At least 50% of bond applicants are not granted a loan by banks and almost 60% of people who are self-employed will not qualify for bond finance according to figures compiled by ooba.

Bonds are declined for a number of different reasons that may include a poor credit history, the lack of a deposit, late or slow payment of accounts or even because the bank in question feels that the client is borrowing too much money.

Without a bond – or a substantial amount of cash – it’s difficult for anyone to buy a house but particularly so for those first-time buyers who are keen to own their own property.

Rent2Buy is a possible alternative for these people because it sets out to negotiate an agreement between the buyer and seller so that the buyer can rent the property for a predetermined period and then only buy it when that period ends.

In terms of the agreement the buyer pays the higher bond amount from the start – equivalent to the amount he or she would pay if the property was sold immediately – and the seller benefits from getting a higher rental for the property than he or she would in a normal rental agreement.

It also provides a probation period for the buyer to prove affordability and to establish a track record of steady payments, which may help with a future bond application. If, on the other hand, the buyer cannot afford the property after all, the sale is simply cancelled and the property reverts to the seller.

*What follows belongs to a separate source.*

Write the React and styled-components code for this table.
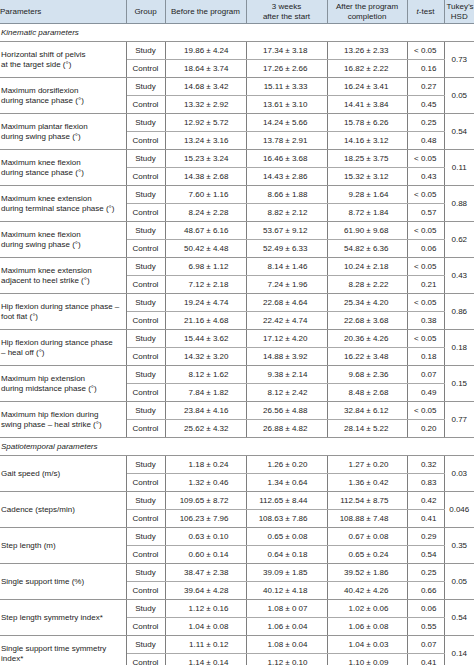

Meyer de Waal, founder of Rent2Buy says that the process offers advantages for buyers and sellers. The first option allows for a period of up to a year before the buyer takes transfer of the property and during that period the buyer pays the equivalent amount of the bond.

“This means that the seller gets a higher rental for the property and it also allows the buyer time to reduce the amount of money needed to cover the full bond needed to take transfer,” he says.

Over a two-year period, the buyer pays a rental of about 10% (which is about 4% more than the usual rental because rentals are normally about 6% of the value of the property) and, after two years, the buyer will need a 95% bond.

“On a property worth a million rand, the buyer would need a bond of R950 000 after two years,” he says.

De Waal claims this is an attractive option for the seller who receives a higher rental income and takes the property off the market for that period while the purchaser benefits because the priced is fixed when the agreement is signed.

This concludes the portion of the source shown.